8. Savings Clause. It is expressly stipulated and agreed to be the intent of Borrower and Lender at all times to comply with applicable state law or applicable United States federal law (to the extent that United States federal law permits Lender to contract for, charge, take, reserve, or receive a greater amount of interest than under state law) and that this paragraph shall control every other covenant and agreement in this Note and the other Loan Documents.
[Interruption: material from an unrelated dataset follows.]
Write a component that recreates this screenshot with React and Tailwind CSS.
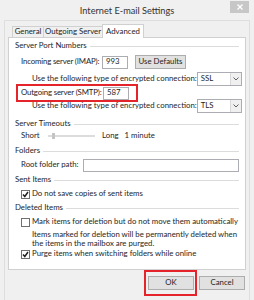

If the applicable law (state or federal) is ever judicially interpreted so as to render usurious any amount called for under this Note or under any of the other Loan Documents, or contracted for, charged, taken, reserved, or received with respect to the Debt, or if Lender’s exercise of the option to accelerate the Maturity Date, or if any prepayment or the exercise of any Defeasance by Borrower results in Borrower having paid any interest in excess of that permitted by applicable law, then it is Lender’s express intent that all excess amounts theretofore collected by Lender shall be credited on the principal balance of this Note and all other Debt and the provisions of this Note and the other Loan Documents immediately be deemed reformed and the amounts thereafter collectible hereunder and thereunder reduced, without the necessity of the execution of any new documents, so as to comply with the applicable law, but so as to permit the recovery of the fullest amount otherwise called for hereunder or thereunder. All sums paid or agreed to be paid to Lender for the use, forbearance, or detention of the debt shall, to the extent permitted by applicable law, be amortized, prorated, allocated, and spread throughout the full stated term of the Debt until payment in full so that the rate or amount of interest on account of the Debt does not exceed the maximum lawful rate from time to time in effect and applicable to the Debt for so long as the Debt is outstanding. Notwithstanding anything to the contrary contained herein or in any of the other Loan Documents, it is not the intention of Lender to accelerate the maturity of any interest that has not accrued at the time of such acceleration or to collect unearned interest at the time of such acceleration.

9. No Oral Change; Successors and Assigns; Liability. This Note may not be modified, amended, waived, extended, changed, discharged or terminated orally or by any act or failure to act on part of Borrower or Lender, but only by an agreement in writing signed by the party against whom enforcement of any modification, amendment, waiver, extension, change, discharge or termination is sought. Whenever used, the singular number shall include the plural, the plural the singular, and the words “Lender” and “Borrower” shall include their respective successors, assigns, heirs, executors and administrators. If Borrower consists of more than one person or party, the obligations and liabilities of each such person or party shall be joint and several.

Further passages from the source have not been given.